6. **Now, let's put together the right side of the equation we're trying to prove ($2(AD^2 + DC^2)$):**
* First, let's find $AD^2 + DC^2$:
$AD^2 + DC^2 = (h^2 + (a - x)^2) + a^2$
* Let's expand $(a - x)^2$: $(a - x)^2 = a^2 - 2ax + x^2$.
* So, $AD^2 + DC^2 = h^2 + a^2 - 2ax + x^2 + a^2$
* Combine similar terms: $AD^2 + DC^2 = h^2 + 2a^2 - 2ax + x^2$.
* Now, multiply this whole thing by 2:
$2(AD^2 + DC^2) = 2 \times (h^2 + 2a^2 - 2ax + x^2)$
$2(AD^2 + DC^2) = 2h^2 + 4a^2 - 4ax + 2x^2$. (Let's call this "Result 2")

7. **Look closely at Result 1 and Result 2!**
* Result 1: $2h^2 + 2x^2 - 4ax + 4a^2$
* Result 2: $2h^2 + 4a^2 - 4ax + 2x^2$
They are exactly the same! We've shown that the left side equals the right side. So, we proved it! Yay!

Alternative answer

Answer: The statement $AB^2 + AC^2 = 2(AD^2 + DC^2)$ is proven.
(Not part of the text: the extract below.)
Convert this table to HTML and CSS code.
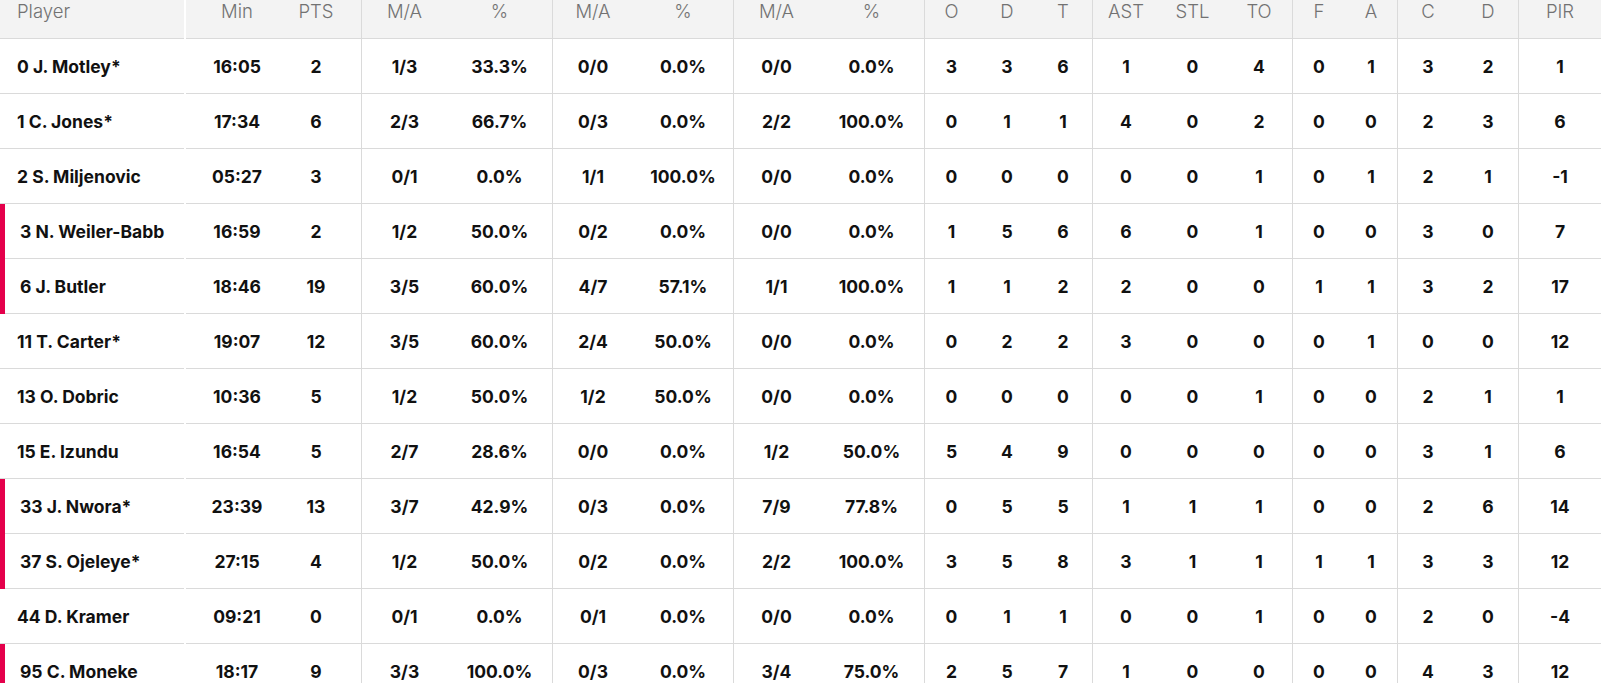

Explain
This is a question about **Apollonius's Theorem**, which describes a relationship between the lengths of sides in a triangle and the length of a median. The solving step is:

Hey friend! This looks like a super cool geometry puzzle! We need to show that something is true about a triangle.

Here's how I figured it out:

1. **Draw an Altitude!** Let's make things easier by drawing a line straight down from point A to the line where B, D, and C are. Let's call the spot where it hits the line "E". So, AE is an altitude, and it makes a right angle with the line BC. This means we get some right-angled triangles!
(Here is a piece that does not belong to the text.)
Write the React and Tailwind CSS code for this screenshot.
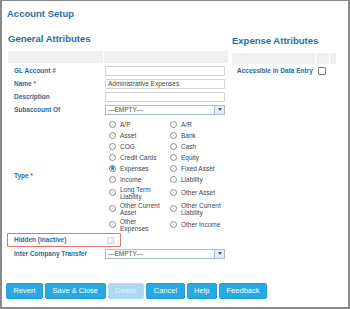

* In the triangle $ABE$ (which is a right-angled triangle at E), we can use the cool **Pythagorean Theorem**! It says that the square of the longest side (the hypotenuse) is equal to the sum of the squares of the other two sides. So, $AB^2 = AE^2 + BE^2$.
* Similarly, in triangle $ACE$ (also a right-angled triangle at E), we get $AC^2 = AE^2 + CE^2$.

2. **Add Them Up!** Now, let's add these two equations together:
$AB^2 + AC^2 = (AE^2 + BE^2) + (AE^2 + CE^2)$
$AB^2 + AC^2 = 2AE^2 + BE^2 + CE^2$

3. **Think About D!** We know that D is the middle point of BC. This is super important because it means the distance from B to D is exactly the same as the distance from D to C. So, $BD = DC$.
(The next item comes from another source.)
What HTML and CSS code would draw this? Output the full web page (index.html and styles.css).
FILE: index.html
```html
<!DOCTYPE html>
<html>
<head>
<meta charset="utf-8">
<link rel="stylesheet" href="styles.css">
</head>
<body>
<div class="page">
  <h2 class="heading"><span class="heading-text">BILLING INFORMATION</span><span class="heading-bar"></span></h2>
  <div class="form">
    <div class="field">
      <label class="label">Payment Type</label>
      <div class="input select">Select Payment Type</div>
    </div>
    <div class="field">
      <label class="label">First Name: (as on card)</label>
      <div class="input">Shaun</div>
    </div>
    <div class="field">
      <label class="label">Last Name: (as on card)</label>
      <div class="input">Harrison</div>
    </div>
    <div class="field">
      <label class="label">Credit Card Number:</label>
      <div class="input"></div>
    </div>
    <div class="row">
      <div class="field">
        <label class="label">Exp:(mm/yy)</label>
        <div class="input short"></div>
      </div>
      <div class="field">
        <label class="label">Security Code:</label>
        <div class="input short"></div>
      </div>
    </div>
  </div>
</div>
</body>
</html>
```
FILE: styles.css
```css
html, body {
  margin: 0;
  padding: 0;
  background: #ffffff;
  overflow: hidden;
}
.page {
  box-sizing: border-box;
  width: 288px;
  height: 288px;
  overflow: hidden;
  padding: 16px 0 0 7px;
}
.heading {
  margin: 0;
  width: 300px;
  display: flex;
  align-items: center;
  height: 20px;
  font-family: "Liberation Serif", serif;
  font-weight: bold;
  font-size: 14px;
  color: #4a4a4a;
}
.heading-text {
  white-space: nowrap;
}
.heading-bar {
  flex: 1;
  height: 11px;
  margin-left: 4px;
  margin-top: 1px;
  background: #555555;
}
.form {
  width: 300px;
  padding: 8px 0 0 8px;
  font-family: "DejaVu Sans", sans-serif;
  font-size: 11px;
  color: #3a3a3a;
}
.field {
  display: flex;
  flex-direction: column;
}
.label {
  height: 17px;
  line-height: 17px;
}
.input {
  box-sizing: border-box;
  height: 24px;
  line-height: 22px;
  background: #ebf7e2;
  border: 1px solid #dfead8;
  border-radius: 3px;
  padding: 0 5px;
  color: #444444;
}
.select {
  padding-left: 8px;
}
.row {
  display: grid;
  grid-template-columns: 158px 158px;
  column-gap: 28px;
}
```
Now, let's look at the segments on the line BC. No matter where E falls (between B and D, or between D and C, or even outside of BC), we can always write the lengths of BE and CE in terms of BD (or DC) and DE.

Think of it like this:
* $BE$ is the distance between B and E.
* $CE$ is the distance between C and E.
* $DE$ is the distance between D and E.

Because D is in the middle of BC, we can say that one of the lengths is like $(BD - DE)$ and the other is $(CD + DE)$ or $(BD + DE)$ (since $CD=BD$).
When you square these, something neat happens!
$BE^2 = (BD - DE)^2 = BD^2 - 2 \cdot BD \cdot DE + DE^2$ (or $(DE - BD)^2$ which is the same when squared)
$CE^2 = (BD + DE)^2 = BD^2 + 2 \cdot BD \cdot DE + DE^2$ (or $(DE - CD)^2$ which is also same with $CD=BD$)

Now, let's add $BE^2$ and $CE^2$:
$BE^2 + CE^2 = (BD^2 - 2 \cdot BD \cdot DE + DE^2) + (BD^2 + 2 \cdot BD \cdot DE + DE^2)$
See those "$-2 \cdot BD \cdot DE$" and "$+2 \cdot BD \cdot DE$"? They cancel each other out! Yay!
So, $BE^2 + CE^2 = 2BD^2 + 2DE^2$.

4. **Put it All Together!** Let's go back to our big equation from Step 2 and substitute what we just found:
$AB^2 + AC^2 = 2AE^2 + (2BD^2 + 2DE^2)$
$AB^2 + AC^2 = 2AE^2 + 2DE^2 + 2BD^2$

5. **One More Pythagorean Theorem!** Look at triangle $ADE$. It's a right-angled triangle at E! So, by the Pythagorean Theorem again:
$AD^2 = AE^2 + DE^2$.

Now, substitute $AD^2$ into our equation from Step 4:
$AB^2 + AC^2 = 2(AE^2 + DE^2) + 2BD^2$
$AB^2 + AC^2 = 2AD^2 + 2BD^2$

6. **Final Touch!** Since D is the midpoint, we know $BD = DC$. So we can replace $BD^2$ with $DC^2$:
$AB^2 + AC^2 = 2AD^2 + 2DC^2$
$AB^2 + AC^2 = 2(AD^2 + DC^2)$

And boom! We've proven it! That was fun!